Charlotte’s job market is recovering at a faster clip than the rest of the country.
That’s according to the latest economic report from the Charlotte Regional Business Alliance. Per the report, the 15-county Charlotte region has already added back more than half of the jobs we lost in the first two quarters of 2020, when coronavirus triggered the mass closures of businesses.
Why it matters: If the Charlotte area keeps up this pace of job growth, we could return to job levels we had pre-pandemic by the end of this year.
Yes, but: There are several factors that’ll play into the pace of local job growth, including vaccinations and the spread of new coronavirus variants.
Looking ahead, the fate of workers in the hospitality industry (hotels and restaurants) will hinge on people’s comfort in going out and spending money, says Chuck McShane, the Alliance’s SVP of economic research.
Another trend McShane is watching is the loss of jobs among women both in the Charlotte region and nationally.
- Women lost 5.4 million jobs in 2020, whereas men lost 4.4 million, according to multiple reports including CNN Business.

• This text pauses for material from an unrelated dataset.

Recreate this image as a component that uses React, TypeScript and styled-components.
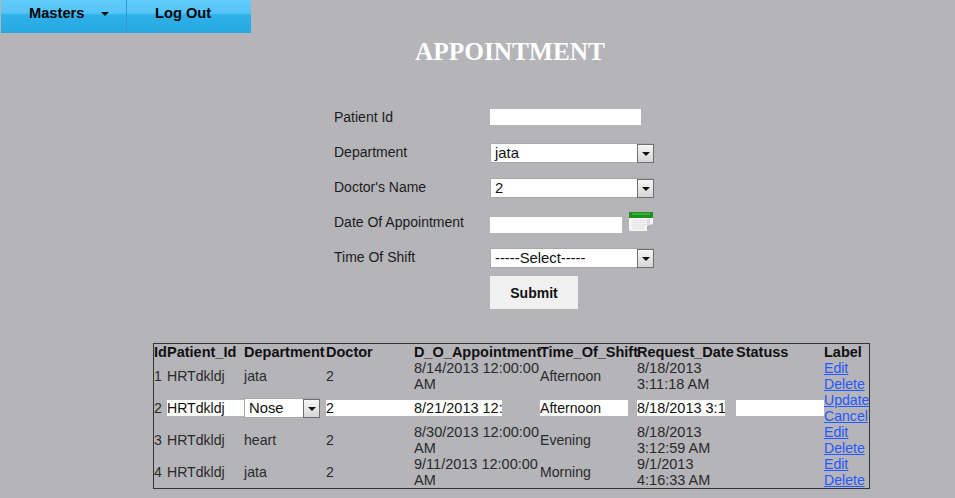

- School closures and other demands for family care lead to disproportionate job losses among women, McShane says.
But Charlotte will continue to be an attractive market for both companies and workers looking to relocate, he says. Charlotte’s airport, weather, talent pool and cost of living are all major draws.
- The sectors with the strongest job growth in the fourth quarter were transportation and warehousing (think logistics companies and warehouses for companies like Amazon), as well as government.
- Companies with headquarters in Charlotte directly generate thousands of jobs (Bank of America has 16,000 here, for instance) and support other industries like construction, McShane says.
Fun fact: Employment in the headquarters sector (companies with an HQ here) is twice as large in Charlotte as the national average, based on our population, Alliance data show.
A few highlights from the report:
- The Charlotte region added 44,867 jobs (3.5% growth) in the fourth quarter, outpacing national growth of 2.3%.
- In all of 2020, the region saw 85 economic development projects, totaling 10,089 jobs. A few notables include Arrival and Centene.
- The region’s jobless rate stands at 5.9%, down from a 2020 peak of 13.2% in May. Our current rate matches its level from the summer of 2015, which was six years into the past economic recovery.
“We’re not out of the woods but there’s more optimism now,” McShane says.